++++ SUPPLIED INFORMATION

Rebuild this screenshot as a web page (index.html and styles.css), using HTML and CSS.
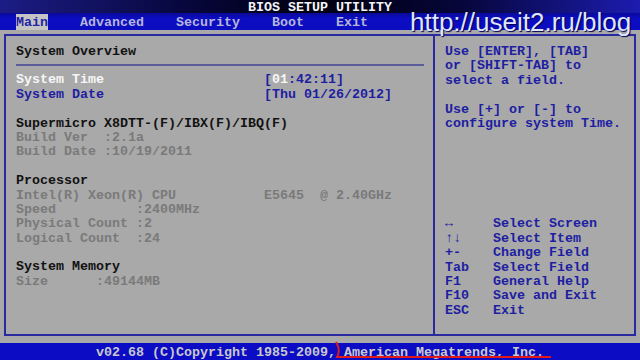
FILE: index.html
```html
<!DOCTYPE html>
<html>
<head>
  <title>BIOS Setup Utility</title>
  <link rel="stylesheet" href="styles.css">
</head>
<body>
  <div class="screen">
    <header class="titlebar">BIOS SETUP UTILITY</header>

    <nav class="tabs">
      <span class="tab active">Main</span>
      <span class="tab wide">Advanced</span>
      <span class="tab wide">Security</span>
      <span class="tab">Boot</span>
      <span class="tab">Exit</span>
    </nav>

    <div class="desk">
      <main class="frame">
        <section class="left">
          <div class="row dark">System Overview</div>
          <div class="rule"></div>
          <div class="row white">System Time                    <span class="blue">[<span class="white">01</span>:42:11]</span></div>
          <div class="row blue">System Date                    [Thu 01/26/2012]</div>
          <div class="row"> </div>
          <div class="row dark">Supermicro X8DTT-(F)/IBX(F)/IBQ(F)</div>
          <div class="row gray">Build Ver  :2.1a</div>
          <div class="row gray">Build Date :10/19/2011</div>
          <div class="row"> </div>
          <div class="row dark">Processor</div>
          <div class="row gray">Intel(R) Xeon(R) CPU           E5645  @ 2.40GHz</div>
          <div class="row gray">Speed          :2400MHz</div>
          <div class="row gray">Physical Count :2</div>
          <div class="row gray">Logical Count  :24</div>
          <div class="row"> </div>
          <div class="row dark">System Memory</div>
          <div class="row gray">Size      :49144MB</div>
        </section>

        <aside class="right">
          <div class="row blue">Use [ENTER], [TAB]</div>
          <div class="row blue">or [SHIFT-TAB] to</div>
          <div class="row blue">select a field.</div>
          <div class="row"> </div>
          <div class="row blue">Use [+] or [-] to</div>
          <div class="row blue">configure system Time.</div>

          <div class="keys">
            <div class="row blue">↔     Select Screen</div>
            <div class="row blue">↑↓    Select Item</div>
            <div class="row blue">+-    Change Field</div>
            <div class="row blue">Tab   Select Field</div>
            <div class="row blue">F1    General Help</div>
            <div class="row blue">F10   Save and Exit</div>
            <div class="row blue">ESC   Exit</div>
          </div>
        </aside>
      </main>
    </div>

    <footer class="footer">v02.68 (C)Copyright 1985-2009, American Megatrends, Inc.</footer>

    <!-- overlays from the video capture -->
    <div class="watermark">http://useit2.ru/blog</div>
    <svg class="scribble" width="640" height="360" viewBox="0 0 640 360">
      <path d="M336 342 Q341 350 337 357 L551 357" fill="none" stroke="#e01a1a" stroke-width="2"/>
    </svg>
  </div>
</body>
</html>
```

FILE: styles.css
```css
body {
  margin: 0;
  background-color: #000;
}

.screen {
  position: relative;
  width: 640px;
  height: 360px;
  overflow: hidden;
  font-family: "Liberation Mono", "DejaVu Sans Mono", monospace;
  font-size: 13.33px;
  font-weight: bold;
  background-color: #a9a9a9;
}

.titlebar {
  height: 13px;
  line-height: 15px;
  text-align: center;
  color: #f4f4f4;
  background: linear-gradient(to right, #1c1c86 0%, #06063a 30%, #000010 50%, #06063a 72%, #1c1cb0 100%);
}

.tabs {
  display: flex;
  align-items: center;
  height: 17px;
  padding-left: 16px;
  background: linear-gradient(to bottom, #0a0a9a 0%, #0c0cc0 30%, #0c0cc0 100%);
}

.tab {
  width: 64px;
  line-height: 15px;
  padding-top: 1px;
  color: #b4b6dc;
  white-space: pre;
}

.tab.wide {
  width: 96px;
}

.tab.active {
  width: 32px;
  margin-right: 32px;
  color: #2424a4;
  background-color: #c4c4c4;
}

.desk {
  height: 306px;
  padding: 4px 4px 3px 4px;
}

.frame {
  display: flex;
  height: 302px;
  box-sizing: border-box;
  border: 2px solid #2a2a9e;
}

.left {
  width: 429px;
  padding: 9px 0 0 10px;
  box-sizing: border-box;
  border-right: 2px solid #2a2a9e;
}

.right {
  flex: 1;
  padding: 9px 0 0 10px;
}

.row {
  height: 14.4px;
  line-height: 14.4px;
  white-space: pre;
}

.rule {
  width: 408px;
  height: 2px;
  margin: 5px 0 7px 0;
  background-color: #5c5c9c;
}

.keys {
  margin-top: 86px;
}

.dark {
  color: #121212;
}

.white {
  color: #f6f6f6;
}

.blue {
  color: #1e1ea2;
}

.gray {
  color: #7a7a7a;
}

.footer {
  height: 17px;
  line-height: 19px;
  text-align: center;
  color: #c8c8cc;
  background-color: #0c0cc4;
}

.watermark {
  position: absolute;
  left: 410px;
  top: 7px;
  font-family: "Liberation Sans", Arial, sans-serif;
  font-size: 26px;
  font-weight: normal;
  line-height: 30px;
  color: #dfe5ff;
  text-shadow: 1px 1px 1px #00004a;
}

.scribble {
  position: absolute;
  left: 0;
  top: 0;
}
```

++++++++

Reproduce the material in full, word for word, and omit the pictures.

Rebuild this screenshot as a web page (index.html and styles.css), using HTML and CSS.
FILE: index.html
```html
<!DOCTYPE html>
<html>
<head>
  <title>BIOS Setup Utility</title>
  <link rel="stylesheet" href="styles.css">
</head>
<body>
  <div class="screen">
    <header class="titlebar">BIOS SETUP UTILITY</header>

    <nav class="tabs">
      <span class="tab active">Main</span>
      <span class="tab wide">Advanced</span>
      <span class="tab wide">Security</span>
      <span class="tab">Boot</span>
      <span class="tab">Exit</span>
    </nav>

    <div class="desk">
      <main class="frame">
        <section class="left">
          <div class="row dark">System Overview</div>
          <div class="rule"></div>
          <div class="row white">System Time                    <span class="blue">[<span class="white">01</span>:42:11]</span></div>
          <div class="row blue">System Date                    [Thu 01/26/2012]</div>
          <div class="row"> </div>
          <div class="row dark">Supermicro X8DTT-(F)/IBX(F)/IBQ(F)</div>
          <div class="row gray">Build Ver  :2.1a</div>
          <div class="row gray">Build Date :10/19/2011</div>
          <div class="row"> </div>
          <div class="row dark">Processor</div>
          <div class="row gray">Intel(R) Xeon(R) CPU           E5645  @ 2.40GHz</div>
          <div class="row gray">Speed          :2400MHz</div>
          <div class="row gray">Physical Count :2</div>
          <div class="row gray">Logical Count  :24</div>
          <div class="row"> </div>
          <div class="row dark">System Memory</div>
          <div class="row gray">Size      :49144MB</div>
        </section>

        <aside class="right">
          <div class="row blue">Use [ENTER], [TAB]</div>
          <div class="row blue">or [SHIFT-TAB] to</div>
          <div class="row blue">select a field.</div>
          <div class="row"> </div>
          <div class="row blue">Use [+] or [-] to</div>
          <div class="row blue">configure system Time.</div>

          <div class="keys">
            <div class="row blue">↔     Select Screen</div>
            <div class="row blue">↑↓    Select Item</div>
            <div class="row blue">+-    Change Field</div>
            <div class="row blue">Tab   Select Field</div>
            <div class="row blue">F1    General Help</div>
            <div class="row blue">F10   Save and Exit</div>
            <div class="row blue">ESC   Exit</div>
          </div>
        </aside>
      </main>
    </div>

    <footer class="footer">v02.68 (C)Copyright 1985-2009, American Megatrends, Inc.</footer>

    <!-- overlays from the video capture -->
    <div class="watermark">http://useit2.ru/blog</div>
    <svg class="scribble" width="640" height="360" viewBox="0 0 640 360">
      <path d="M336 342 Q341 350 337 357 L551 357" fill="none" stroke="#e01a1a" stroke-width="2"/>
    </svg>
  </div>
</body>
</html>
```

FILE: styles.css
```css
body {
  margin: 0;
  background-color: #000;
}

.screen {
  position: relative;
  width: 640px;
  height: 360px;
  overflow: hidden;
  font-family: "Liberation Mono", "DejaVu Sans Mono", monospace;
  font-size: 13.33px;
  font-weight: bold;
  background-color: #a9a9a9;
}

.titlebar {
  height: 13px;
  line-height: 15px;
  text-align: center;
  color: #f4f4f4;
  background: linear-gradient(to right, #1c1c86 0%, #06063a 30%, #000010 50%, #06063a 72%, #1c1cb0 100%);
}

.tabs {
  display: flex;
  align-items: center;
  height: 17px;
  padding-left: 16px;
  background: linear-gradient(to bottom, #0a0a9a 0%, #0c0cc0 30%, #0c0cc0 100%);
}

.tab {
  width: 64px;
  line-height: 15px;
  padding-top: 1px;
  color: #b4b6dc;
  white-space: pre;
}

.tab.wide {
  width: 96px;
}

.tab.active {
  width: 32px;
  margin-right: 32px;
  color: #2424a4;
  background-color: #c4c4c4;
}

.desk {
  height: 306px;
  padding: 4px 4px 3px 4px;
}

.frame {
  display: flex;
  height: 302px;
  box-sizing: border-box;
  border: 2px solid #2a2a9e;
}

.left {
  width: 429px;
  padding: 9px 0 0 10px;
  box-sizing: border-box;
  border-right: 2px solid #2a2a9e;
}

.right {
  flex: 1;
  padding: 9px 0 0 10px;
}

.row {
  height: 14.4px;
  line-height: 14.4px;
  white-space: pre;
}

.rule {
  width: 408px;
  height: 2px;
  margin: 5px 0 7px 0;
  background-color: #5c5c9c;
}

.keys {
  margin-top: 86px;
}

.dark {
  color: #121212;
}

.white {
  color: #f6f6f6;
}

.blue {
  color: #1e1ea2;
}

.gray {
  color: #7a7a7a;
}

.footer {
  height: 17px;
  line-height: 19px;
  text-align: center;
  color: #c8c8cc;
  background-color: #0c0cc4;
}

.watermark {
  position: absolute;
  left: 410px;
  top: 7px;
  font-family: "Liberation Sans", Arial, sans-serif;
  font-size: 26px;
  font-weight: normal;
  line-height: 30px;
  color: #dfe5ff;
  text-shadow: 1px 1px 1px #00004a;
}

.scribble {
  position: absolute;
  left: 0;
  top: 0;
}
```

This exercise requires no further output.